Following the ignominious collapse of the Burrell trial, the Prince asked his new private secretary, Sir Michael Peat, to investigate the now notorious allegations, the first ever inquiry into a member of the royal family. While his report, published in March 2003, cleared the Prince and, for that matter, Michael Fawcett of any wrongdoing, the impression was left of a self-indulgent heir and a louche, sycophantic and chaotically organized royal household. It emerged that capital gains tax was not paid on the sale of gifts; that unwanted presents were sold or exchanged, while some
were burnt or otherwise destroyed, and that proper records were not kept. ‘If the Prince of Wales were a government minister he would have spent last week drafting his resignation letter,’ commented one observer. Even Prince Charles admitted that the report made for ‘uncomfortable’ reading.

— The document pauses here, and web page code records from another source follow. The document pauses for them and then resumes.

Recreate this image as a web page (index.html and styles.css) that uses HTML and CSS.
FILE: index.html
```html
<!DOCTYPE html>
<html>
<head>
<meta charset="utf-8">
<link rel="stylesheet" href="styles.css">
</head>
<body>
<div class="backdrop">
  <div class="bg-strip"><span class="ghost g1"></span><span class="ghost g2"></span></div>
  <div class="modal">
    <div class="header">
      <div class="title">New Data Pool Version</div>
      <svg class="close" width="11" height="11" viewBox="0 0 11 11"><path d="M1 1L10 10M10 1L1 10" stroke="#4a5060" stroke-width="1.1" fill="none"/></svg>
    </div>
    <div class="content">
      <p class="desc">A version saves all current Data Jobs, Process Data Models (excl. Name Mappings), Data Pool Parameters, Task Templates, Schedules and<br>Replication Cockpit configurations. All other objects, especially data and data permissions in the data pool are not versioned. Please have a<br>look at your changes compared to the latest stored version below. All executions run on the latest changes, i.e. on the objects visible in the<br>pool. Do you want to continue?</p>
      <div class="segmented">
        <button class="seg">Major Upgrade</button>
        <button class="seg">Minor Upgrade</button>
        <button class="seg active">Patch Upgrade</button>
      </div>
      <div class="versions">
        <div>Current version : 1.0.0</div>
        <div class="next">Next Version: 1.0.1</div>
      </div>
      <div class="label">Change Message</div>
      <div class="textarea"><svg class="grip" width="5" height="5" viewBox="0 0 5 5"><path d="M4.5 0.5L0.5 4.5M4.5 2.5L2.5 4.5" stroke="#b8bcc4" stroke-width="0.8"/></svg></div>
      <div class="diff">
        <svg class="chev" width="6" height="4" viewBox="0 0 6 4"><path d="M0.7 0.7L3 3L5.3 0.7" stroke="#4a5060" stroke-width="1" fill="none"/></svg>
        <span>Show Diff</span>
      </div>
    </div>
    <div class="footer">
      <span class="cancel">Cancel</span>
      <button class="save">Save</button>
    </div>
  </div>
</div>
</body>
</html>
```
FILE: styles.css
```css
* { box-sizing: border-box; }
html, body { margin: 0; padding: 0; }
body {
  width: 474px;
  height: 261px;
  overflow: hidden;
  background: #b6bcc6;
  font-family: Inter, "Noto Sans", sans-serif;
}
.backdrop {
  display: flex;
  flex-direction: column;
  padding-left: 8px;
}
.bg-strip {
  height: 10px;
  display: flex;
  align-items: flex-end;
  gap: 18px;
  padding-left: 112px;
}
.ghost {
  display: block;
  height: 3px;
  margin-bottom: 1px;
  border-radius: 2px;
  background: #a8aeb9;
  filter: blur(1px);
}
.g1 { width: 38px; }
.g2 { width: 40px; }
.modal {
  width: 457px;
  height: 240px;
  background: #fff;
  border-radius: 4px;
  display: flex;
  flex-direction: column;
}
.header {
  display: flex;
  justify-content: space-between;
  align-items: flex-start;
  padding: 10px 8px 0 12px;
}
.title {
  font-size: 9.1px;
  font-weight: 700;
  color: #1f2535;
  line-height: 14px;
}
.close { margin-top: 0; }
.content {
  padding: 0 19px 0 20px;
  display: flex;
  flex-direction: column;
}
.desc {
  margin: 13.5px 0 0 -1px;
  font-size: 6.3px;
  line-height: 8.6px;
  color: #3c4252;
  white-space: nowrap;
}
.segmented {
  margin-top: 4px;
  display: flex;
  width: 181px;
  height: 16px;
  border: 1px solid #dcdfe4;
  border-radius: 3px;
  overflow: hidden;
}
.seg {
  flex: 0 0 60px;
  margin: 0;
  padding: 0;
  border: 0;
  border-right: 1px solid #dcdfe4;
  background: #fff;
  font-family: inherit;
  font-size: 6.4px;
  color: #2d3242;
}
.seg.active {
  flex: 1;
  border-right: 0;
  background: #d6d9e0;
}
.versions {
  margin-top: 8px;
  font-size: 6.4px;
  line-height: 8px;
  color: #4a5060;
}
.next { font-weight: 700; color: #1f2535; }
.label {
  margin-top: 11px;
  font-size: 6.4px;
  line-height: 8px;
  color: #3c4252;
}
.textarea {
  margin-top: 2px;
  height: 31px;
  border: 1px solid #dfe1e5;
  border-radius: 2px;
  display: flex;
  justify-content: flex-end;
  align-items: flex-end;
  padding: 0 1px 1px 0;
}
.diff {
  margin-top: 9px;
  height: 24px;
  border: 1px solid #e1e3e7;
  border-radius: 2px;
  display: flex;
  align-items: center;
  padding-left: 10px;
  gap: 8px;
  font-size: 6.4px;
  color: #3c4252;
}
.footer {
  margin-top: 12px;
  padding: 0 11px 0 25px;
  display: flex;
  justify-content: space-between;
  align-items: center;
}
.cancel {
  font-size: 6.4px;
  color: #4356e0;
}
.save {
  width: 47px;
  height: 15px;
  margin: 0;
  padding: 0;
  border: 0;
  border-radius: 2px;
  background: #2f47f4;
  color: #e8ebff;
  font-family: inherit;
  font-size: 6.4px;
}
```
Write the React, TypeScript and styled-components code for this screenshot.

After the Peat Report and during the summer of 2003, a whispering campaign began, hinting that the now notorious rape tape contained even more sensational allegations, namely that a member of the royal family had been witnessed in a compromising position with a servant. After weeks of circling round the issue, which involved Michael Fawcett obtaining several court injunctions, it emerged that orderly George Smith’s central claim was that he had witnessed an ‘incident’ involving Prince Charles and a member of staff after taking the Prince breakfast in bed.

That these allegations, made by someone who was, as even the newspaper concerned admitted, ‘hardly a reliable witness’, were even printed showed the cynicism with which the media and the public now viewed the monarchy. A
Sunday Times
leader went to the heart of the malaise: ‘The problem for Charles is that an environment has been created in which people can believe almost anything. A dysfunctional family is attended upon by an oddball collection of servants, many of whom are only too ready to sell their accounts of life with the Windsors. Others profit in different ways.’

Even after the Prince’s former valet Simon Solari, who worked with Smith at the time of the alleged incident, had said that Smith simply could not have witnessed what he claimed because his position as an orderly would never have allowed him access to the royal bedroom, the gossip still continued. Eventually, in a bid to calm the media hysteria, the Prince’s private secretary, Sir Michael Peat, made a televised statement in which he dismissed the claims as ‘risible’, adding, ‘Anyone who knows the Prince of Wales at all would appreciate that the allegation is totally ludicrous.’

After the Prince’s private secretary’s high-risk and high-profile intervention, the only sound that could be heard was of knives being sharpened. For the sub-text of this whole affair was about palace politics as much as it was about personal peccadilloes.
When Peat – a successful accountant who had effected dramatic cost savings and administrative reforms at Buckingham Palace – was given the job of guiding the Prince, it was widely viewed as an attempt by the Queen, Prince Philip and senior courtiers to bring Charles to heel and his office into the twenty-first century, ending the culture of feuding, feudalism and favourites.